[Rows from a dataset]
──────────────────────────────
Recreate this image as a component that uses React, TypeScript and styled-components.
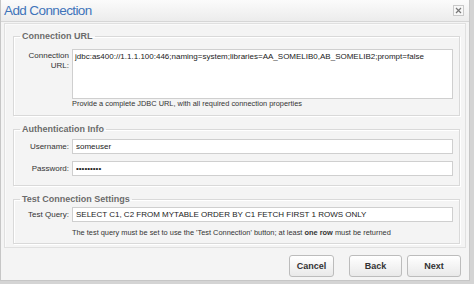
import React from 'react'
import styled, { createGlobalStyle } from 'styled-components'

const GlobalStyle = createGlobalStyle`
  html, body {
    margin: 0;
    padding: 0;
    background: #d4d4d4;
  }
  body {
    width: 474px;
    height: 284px;
    overflow: hidden;
    font-family: "Liberation Sans", Arial, sans-serif;
  }
`

const Dialog = styled.div`
  width: 470px;
  height: 281px;
  box-sizing: border-box;
  background: #f4f4f4;
  border: 1px solid #c6c6c6;
  border-top: none;
  display: flex;
  flex-direction: column;
`

const TitleBar = styled.div`
  height: 22px;
  box-sizing: border-box;
  display: flex;
  align-items: center;
  justify-content: space-between;
  padding: 0 5px 0 3px;
  background: linear-gradient(#fbfbfb, #ececec);
  border-bottom: 1px solid #d6d6d6;
`

const Title = styled.h1`
  margin: 0;
  font-size: 13.5px;
  font-weight: normal;
  letter-spacing: -0.6px;
  color: #3f74ba;
`

const CloseButton = styled.button`
  width: 11px;
  height: 11px;
  padding: 0;
  border: 1px solid #c9c9c9;
  background: #f7f7f7;
  display: flex;
  align-items: center;
  justify-content: center;
`

const Panel = styled.div`
  margin: 1px 3px 0 3px;
  height: 225px;
  box-sizing: border-box;
  border: 1px solid #e0e0e0;
  box-shadow: inset 1px 1px 0 #fafafa;
  padding: 7px 5px 0 8px;
  display: flex;
  flex-direction: column;
  gap: 8px;
`

const Group = styled.fieldset<{ $bottom: number }>`
  margin: 0;
  padding: 0 6px ${(p) => p.$bottom}px 0;
  border: 1px solid #d9d9d9;
  box-shadow: 1px 1px 0 #ffffff, inset 1px 1px 0 #ffffff;
  min-width: 0;
`

const Legend = styled.legend`
  margin-left: 6px;
  padding: 0 2px;
  font-size: 9px;
  font-weight: bold;
  color: #6b6b6b;
`

const FormGrid = styled.div<{ $top: number; $rowGap?: number }>`
  display: grid;
  grid-template-columns: 55px 1fr;
  column-gap: 3px;
  row-gap: ${(p) => p.$rowGap ?? 6}px;
  align-items: center;
  padding-top: ${(p) => p.$top}px;
`

const Label = styled.label<{ $top?: boolean }>`
  font-size: 8px;
  line-height: 10px;
  color: #333;
  text-align: right;
  align-self: ${(p) => (p.$top ? 'start' : 'center')};
  padding-top: ${(p) => (p.$top ? '2px' : '0')};
`

const TextInput = styled.input`
  height: 15px;
  box-sizing: border-box;
  border: 1px solid #cfcfcf;
  background: #fff;
  padding: 0 3px;
  font-family: "Liberation Sans", Arial, sans-serif;
  font-size: 8px;
  color: #222;
  outline: none;
  width: 100%;
`

const TextArea = styled.textarea`
  height: 50px;
  box-sizing: border-box;
  border: 1px solid #cfcfcf;
  background: #fff;
  padding: 2px 2px;
  font-family: "Liberation Sans", Arial, sans-serif;
  font-size: 8px;
  line-height: 10px;
  color: #222;
  resize: none;
  outline: none;
  width: 100%;
`

const Hint = styled.div<{ $shift: number }>`
  grid-column: 2;
  margin-top: ${(p) => p.$shift}px;
  font-size: 7.4px;
  line-height: 10px;
  color: #333;
  b {
    font-weight: bold;
  }
`

const Footer = styled.div`
  flex: 1;
  display: flex;
  justify-content: flex-end;
  align-items: center;
  padding: 4px 8px 0 0;
`

const Button = styled.button<{ $w: number; $gap?: number }>`
  width: ${(p) => p.$w}px;
  height: 22px;
  margin-left: ${(p) => p.$gap ?? 0}px;
  border: 1px solid #bcbcbc;
  border-radius: 3px;
  background: linear-gradient(#ffffff, #e9e9e9);
  font-family: "Liberation Sans", Arial, sans-serif;
  font-size: 9px;
  font-weight: bold;
  color: #333;
  padding: 0;
`

export default function App() {
  return (
    <>
      <GlobalStyle />
      <Dialog>
        <TitleBar>
          <Title>Add Connection</Title>
          <CloseButton aria-label="close">
            <svg width="7" height="7" viewBox="0 0 7 7">
              <path d="M1 1L6 6M6 1L1 6" stroke="#777" strokeWidth="1.2" />
            </svg>
          </CloseButton>
        </TitleBar>
        <Panel>
          <Group $bottom={6}>
            <Legend>Connection URL</Legend>
            <FormGrid $top={8}>
              <Label $top>Connection URL:</Label>
              <TextArea
                defaultValue="jdbc:as400://1.1.1.100:446;naming=system;libraries=AA_SOMELIB0,AB_SOMELIB2;prompt=false"
              />
              <Hint $shift={-6}>Provide a complete JDBC URL, with all required connection properties</Hint>
            </FormGrid>
          </Group>
          <Group $bottom={9}>
            <Legend>Authentication Info</Legend>
            <FormGrid $top={5} $rowGap={7}>
              <Label>Username:</Label>
              <TextInput defaultValue="someuser" />
              <Label>Password:</Label>
              <TextInput type="password" defaultValue="password1" />
            </FormGrid>
          </Group>
          <Group $bottom={5}>
            <Legend>Test Connection Settings</Legend>
            <FormGrid $top={3}>
              <Label>Test Query:</Label>
              <TextInput defaultValue="SELECT C1, C2 FROM MYTABLE ORDER BY C1 FETCH FIRST 1 ROWS ONLY" />
              <Hint $shift={0}>
                The test query must be set to use the 'Test Connection' button; at least <b>one row</b> must be
                returned
              </Hint>
            </FormGrid>
          </Group>
        </Panel>
        <Footer>
          <Button $w={45}>Cancel</Button>
          <Button $w={53} $gap={15}>Back</Button>
          <Button $w={54} $gap={5}>Next</Button>
        </Footer>
      </Dialog>
    </>
  )
}
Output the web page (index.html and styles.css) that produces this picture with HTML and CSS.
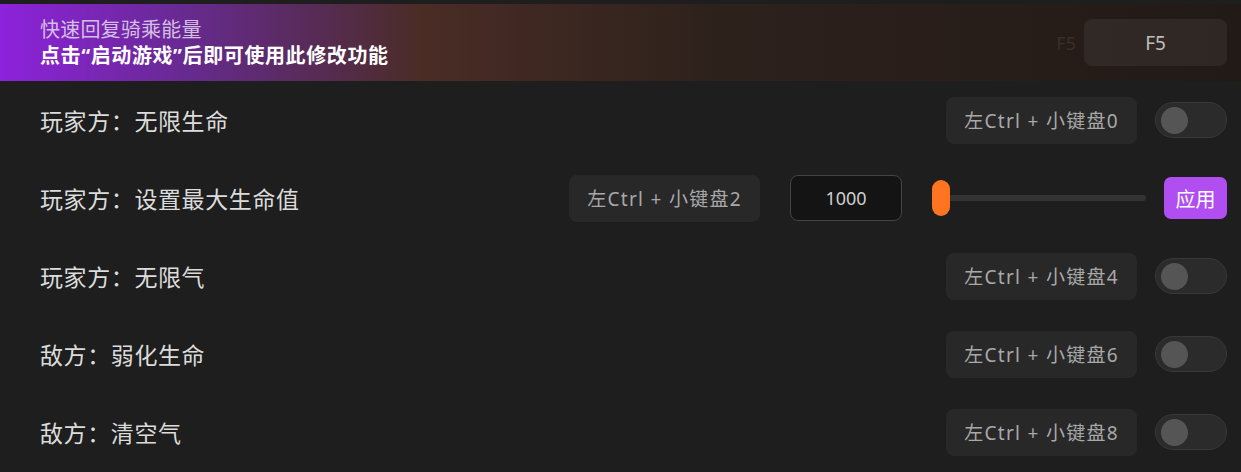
FILE: index.html
```html
<!DOCTYPE html>
<html lang="zh">
<head>
    <meta charset="UTF-8">
    <meta name="viewport" content="width=device-width, initial-scale=1.0">
    <title>修改器</title>
    <link rel="stylesheet" href="styles.css">
</head>
<body>
    <div class="banner">
        <div class="banner-text">
            <p class="banner-title">快速回复骑乘能量</p>
            <p class="banner-tip">点击“启动游戏”后即可使用此修改功能</p>
        </div>
        <div class="banner-key">
            <span class="ghost">F5</span>
            <div class="key big">F5</div>
        </div>
    </div>

    <div class="row">
        <span class="label">玩家方：无限生命</span>
        <div class="controls">
            <div class="key">左Ctrl + 小键盘0</div>
            <div class="toggle"><span class="knob"></span></div>
        </div>
    </div>
    <div class="row">
        <span class="label">玩家方：设置最大生命值</span>
        <div class="controls wide">
            <div class="key">左Ctrl + 小键盘2</div>
            <div class="num">1000</div>
            <div class="slider"><span class="thumb"></span><span class="track"></span></div>
            <button class="apply">应用</button>
        </div>
    </div>
    <div class="row">
        <span class="label">玩家方：无限气</span>
        <div class="controls">
            <div class="key">左Ctrl + 小键盘4</div>
            <div class="toggle"><span class="knob"></span></div>
        </div>
    </div>
    <div class="row">
        <span class="label">敌方：弱化生命</span>
        <div class="controls">
            <div class="key">左Ctrl + 小键盘6</div>
            <div class="toggle"><span class="knob"></span></div>
        </div>
    </div>
    <div class="row">
        <span class="label">敌方：清空气</span>
        <div class="controls">
            <div class="key">左Ctrl + 小键盘8</div>
            <div class="toggle"><span class="knob"></span></div>
        </div>
    </div>
</body>
</html>
```
FILE: styles.css
```css
body {
    margin: 0;
    padding-top: 4px;
    background-color: #1e1e1e;
    font-family: "Noto Sans", "Noto Sans CJK SC", sans-serif;
    color: #d9d9d9;
}
.banner {
    height: 77px;
    display: flex;
    align-items: center;
    justify-content: space-between;
    padding: 0 14px 0 40px;
    background: linear-gradient(90deg, #8d22dc 0%, #672a90 15%, #4a2c25 34%, #2d211c 58%, #221a17 100%);
}
.banner-text p {
    margin: 0;
    line-height: 26px;
}
.banner-title {
    font-size: 20px;
    letter-spacing: 0.2px;
    color: #d4bfe4;
}
.banner-tip {
    font-size: 20px;
    font-weight: bold;
    letter-spacing: 0.6px;
    color: #ffffff;
}
.banner-key {
    display: flex;
    align-items: center;
    gap: 8px;
}
.ghost {
    font-size: 18px;
    color: #3a2f29;
}
.row {
    height: 78px;
    display: flex;
    align-items: center;
    justify-content: space-between;
    padding: 0 14px 0 40px;
}
.label {
    font-size: 23px;
    letter-spacing: 0.6px;
    color: #dcdcdc;
}
.controls {
    display: flex;
    align-items: center;
    gap: 18px;
}
.key {
    height: 47px;
    box-sizing: border-box;
    padding: 0 18px;
    display: flex;
    align-items: center;
    justify-content: center;
    background-color: #282828;
    border-radius: 8px;
    font-size: 19px;
    letter-spacing: 1.3px;
    white-space: pre;
    color: #a8a8a8;
}
.key.big {
    width: 143px;
    letter-spacing: 0;
    background-color: rgba(255, 255, 255, 0.06);
    color: #bdbdbd;
}
.toggle {
    width: 72px;
    height: 36px;
    box-sizing: border-box;
    border: 1px solid #383838;
    border-radius: 18px;
    background-color: #2b2b2b;
    display: flex;
    align-items: center;
    padding-left: 5px;
}
.knob {
    width: 27px;
    height: 27px;
    border-radius: 50%;
    background-color: #555555;
}
.wide {
    gap: 30px;
}
.num {
    width: 112px;
    height: 46px;
    box-sizing: border-box;
    border: 1px solid #444444;
    border-radius: 8px;
    background-color: #141414;
    display: flex;
    align-items: center;
    justify-content: center;
    font-size: 18px;
    color: #cfcfcf;
}
.slider {
    width: 214px;
    display: flex;
    align-items: center;
}
.thumb {
    width: 18px;
    height: 36px;
    border-radius: 9px;
    background-color: #ff7420;
}
.track {
    flex: 1;
    height: 6px;
    border-radius: 0 3px 3px 0;
    background-color: #333333;
}
.apply {
    margin-left: -12px;
    width: 63px;
    height: 42px;
    border: none;
    border-radius: 7px;
    background-color: #b04ef2;
    color: #ffffff;
    font-family: inherit;
    font-size: 20px;
    padding: 0;
}
```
──────────────────────────────
▸ Given task
Filter the data for the string "with" and copy every line that has it.

▸ Solution to this exercise
              <Hint $shift={-6}>Provide a complete JDBC URL, with all required connection properties</Hint>
Output the web page (index.html and styles.css) that produces this picture with HTML and CSS.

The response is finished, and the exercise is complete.